In this paper, an innovative multi-phase strategy is developed and numerically tested to optimize CO₂ utilization and storage in an oil reservoir to support low carbon transition. In the first phase, the water-alternating-gas (WAG) injection is conducted to simultaneously store CO₂ and produce crude oil in the reservoir from the respective injection and production wells. In the second phase, the injection and production wells are both shut in for some time to allow CO₂ and water to be stratigraphically separated. In the third phase, CO₂ is injected from the upper part of the reservoir above the separated water layer to displace water downwards, while fluids continue to be produced in the water-dominated zone from the lower part of the production well. Lastly, the production well is finally shut in when the produced gas–water ratio (GWR) reaches 95%, but CO₂ injection is kept until the reservoir pressure is close to the fracture pressure of its caprocks.
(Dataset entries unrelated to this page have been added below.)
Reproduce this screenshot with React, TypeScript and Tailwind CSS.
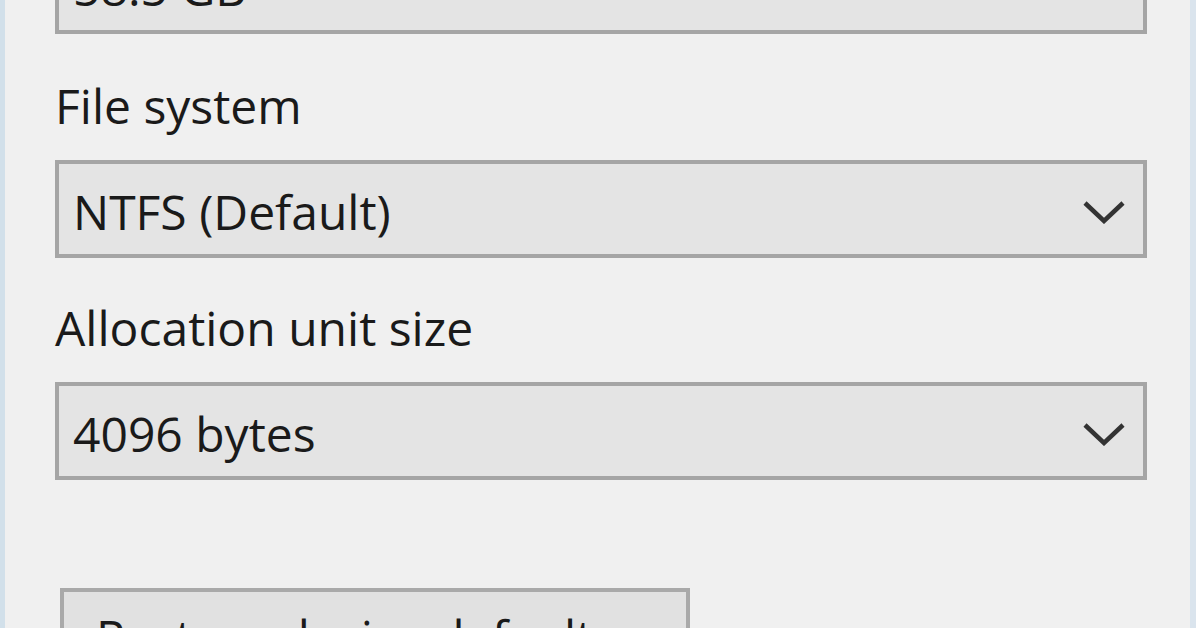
import React from "react";

const font = { fontFamily: '"Open Sans", "Noto Sans", sans-serif' };

function Chevron() {
  return (
    <svg width="42" height="24" viewBox="0 0 42 24" className="shrink-0">
      <polyline points="2,3 21,21 40,3" fill="none" stroke="#333333" strokeWidth="4.5" strokeLinejoin="miter" />
    </svg>
  );
}

function Select({ value, className = "" }: { value: string; className?: string }) {
  return (
    <div
      className={`h-[98px] shrink-0 border-[4px] border-[#a5a5a5] bg-[#e4e4e4] flex items-center pl-[14px] pr-[18px] pt-[6px] ${className}`}
    >
      <span className="flex-1 text-[48px] leading-[64px] text-[#1a1a1a]">{value}</span>
      <Chevron />
    </div>
  );
}

export default function App() {
  return (
    <div className="w-[1196px] h-[628px] overflow-hidden bg-[#f0f0f0] flex" style={font}>
      <div className="w-[5px] shrink-0 bg-[#d2e0ea]" />
      <div className="flex-1 pl-[50px] pr-[43px] flex flex-col">
        <Select value="58.5 GB" className="mt-[-64px]" />
        <div className="mt-[40px] shrink-0 text-[48px] leading-[64px] text-[#1a1a1a]">File system</div>
        <Select value="NTFS (Default)" className="mt-[22px]" />
        <div className="mt-[38px] shrink-0 text-[48px] leading-[64px] text-[#1a1a1a]">Allocation unit size</div>
        <Select value="4096 bytes" className="mt-[22px]" />
        <div className="mt-[108px] ml-[5px] w-[630px] h-[98px] shrink-0 border-[4px] border-[#a9a9a9] bg-[#e1e1e1] flex items-start pl-[32px] pt-[13px]">
          <span className="text-[48px] leading-[64px] text-[#1a1a1a] whitespace-nowrap">Restore device defaults</span>
        </div>
      </div>
      <div className="w-[6px] shrink-0 bg-[#dae4ed]" />
    </div>
  );
}
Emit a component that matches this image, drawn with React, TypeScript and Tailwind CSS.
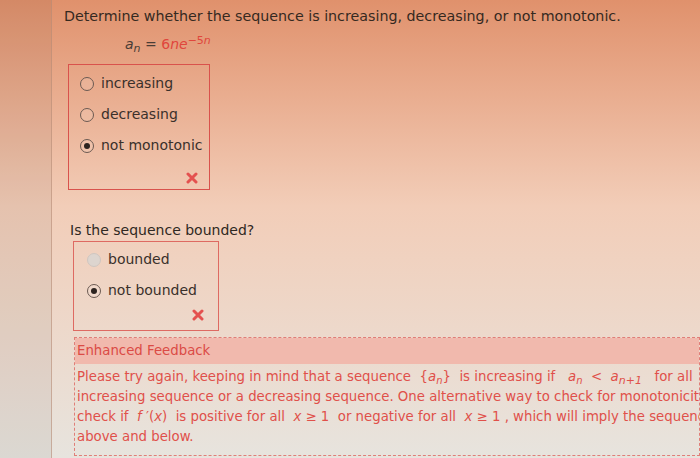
import React from 'react';

const FONT = { fontFamily: '"DejaVu Sans", Verdana, sans-serif' };

function Radio({ checked = false, faded = false }: { checked?: boolean; faded?: boolean }) {
  if (faded) {
    return <span className="inline-block h-[14px] w-[14px] shrink-0 rounded-full border border-[#cfc6c0] bg-[#ddd5cf]" />;
  }
  return (
    <span className="inline-flex h-[14px] w-[14px] shrink-0 items-center justify-center rounded-full border-[1.5px] border-[#6b5a52] bg-white/10">
      {checked && <span className="h-[6px] w-[6px] rounded-full bg-[#2d2420]" />}
    </span>
  );
}

function RedX() {
  return (
    <svg width="12" height="12" viewBox="0 0 12 12" className="block">
      <path d="M2 2 L10 10 M10 2 L2 10" stroke="#e4514f" strokeWidth="3" strokeLinecap="round" />
    </svg>
  );
}

function Option({ label, checked, faded }: { label: string; checked?: boolean; faded?: boolean }) {
  return (
    <div className="flex h-[31px] items-center gap-[7px] whitespace-nowrap">
      <Radio checked={checked} faded={faded} />
      <span>{label}</span>
    </div>
  );
}

// italic math letters
const I = ({ children }: { children: React.ReactNode }) => <span className="italic">{children}</span>;

export default function App() {
  return (
    <div
      className="flex h-[458px] w-[700px] overflow-hidden bg-linear-to-b from-[#e0916c] via-[#f2cdb8] via-45% to-[#e7e4de] text-[14px] text-[#3a302b]"
      style={FONT}
    >
      {/* left gutter */}
      <div className="w-[52px] shrink-0 border-r border-[#b98d78]/60 bg-black/[0.05]" />

      <div className="min-w-0 flex-1 pl-3 pt-[6px]">
        <div className="h-[20px] whitespace-nowrap text-[14.25px] leading-[20px] text-[#35291f]">
          Determine whether the sequence is increasing, decreasing, or not monotonic.
        </div>

        {/* formula */}
        <div className="ml-[61px] mt-[8px] h-[20px] leading-[20px] text-[#4a3d36]">
          <I>a</I>
          <sub className="text-[11px] italic">n</sub>
          <span> = </span>
          <span className="text-[#e0463c]">
            6<I>ne</I>
            <sup className="text-[11px]">
              −5<I>n</I>
            </sup>
          </span>
        </div>

        {/* monotonic choices */}
        <div className="ml-1 mt-[10px] w-[142px] border border-[#d9524c] pl-[11px] pr-[6px] pt-[3px] pb-[5px]">
          <Option label="increasing" />
          <Option label="decreasing" />
          <Option label="not monotonic" checked />
          <div className="mt-[11px] flex justify-end pr-[5px]">
            <RedX />
          </div>
        </div>

        <div className="ml-[6px] mt-[30px] h-[20px] leading-[20px] text-[#2f2822]">Is the sequence bounded?</div>

        {/* bounded choices */}
        <div className="ml-[9px] mt-[1px] w-[146px] border border-[#de6a62] px-[13px] pt-[2px] pb-[9px]">
          <Option label="bounded" faded />
          <Option label="not bounded" checked />
          <div className="mt-[3px] flex justify-end pr-[1px]">
            <RedX />
          </div>
        </div>

        {/* feedback */}
        <div className="ml-[10px] mt-[6px] border border-dashed border-[#e07e78] text-[13.3px] text-[#e0504a]">
          <div className="flex h-[26px] items-center bg-[#f1b9ad] px-[2px] text-[#db4b45]">Enhanced Feedback</div>
          <div className="overflow-hidden whitespace-nowrap px-[2px] pb-[8px] pt-[3px] leading-[20px]">
            <div>
              Please try again, keeping in mind that a sequence&nbsp;&nbsp;{'{'}
              <I>a</I>
              <sub className="text-[10px] italic">n</sub>
              {'}'}&nbsp;&nbsp;is increasing if&nbsp;&nbsp;&nbsp;<I>a</I>
              <sub className="text-[10px] italic">n</sub>&nbsp;&nbsp;&lt;&nbsp;&nbsp;<I>a</I>
              <sub className="text-[11px] italic">n+1</sub>&nbsp;&nbsp;&nbsp;for all&nbsp;&nbsp;<I>n</I> ≥ 1.
            </div>
            <div>increasing sequence or a decreasing sequence. One alternative way to check for monotonicity is to</div>
            <div>
              check if&nbsp;&nbsp;<I>f</I> ′(<I>x</I>)&nbsp;&nbsp;is positive for all&nbsp;&nbsp;<I>x</I> ≥ 1&nbsp;&nbsp;or negative for all&nbsp;&nbsp;
              <I>x</I> ≥ 1 , which will imply the sequence is monotonic.
            </div>
            <div>above and below.</div>
          </div>
        </div>
      </div>
    </div>
  );
}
The numerical simulations show that implementing the proposed multi-phase strategy doubles CO₂ storage in comparison to applying the WAG injection alone. In particular, 80% of the increased CO₂ is stored in the third phase due to the optimized perforation. In addition, the CO₂ injection rate in the last phase does not appear to affect the amount of CO₂ storage, while a higher CO₂ injection rate can reduce the CO₂ injection time and accelerate the CO₂ storage process. In the proposed strategy, we assume that the geothermal energy resources from the produced fluids can be utilized to offset some energy needs for the operation. The analysis of energy gain and consumption from the simulation found that at the early stage of the CO₂-WAG phase, the energy gain mostly comes from the produced oil. At the late stage of the CO₂-WAG phase and the subsequent phases, there is very little or even no energy gain from the produced oil. However, the geothermal energy of the produced water and CO₂ substantially compensate for the energy loss due to decreasing oil production. As a result, a net energy gain can be achieved from the proposed multi-phase strategy when geothermal energy extraction is incorporated. The new multi-phase strategy and numerical simulation provide insights for practical energy transition and CO₂ storage by converting a “to be depleted” oil reservoir to a CO₂ storage site and a geothermal energy producer while enhancing oil recovery. Full article

(This article belongs to the Special Issue Carbon Dioxide Capture, Utilization and Storage (CCUS) Ⅱ)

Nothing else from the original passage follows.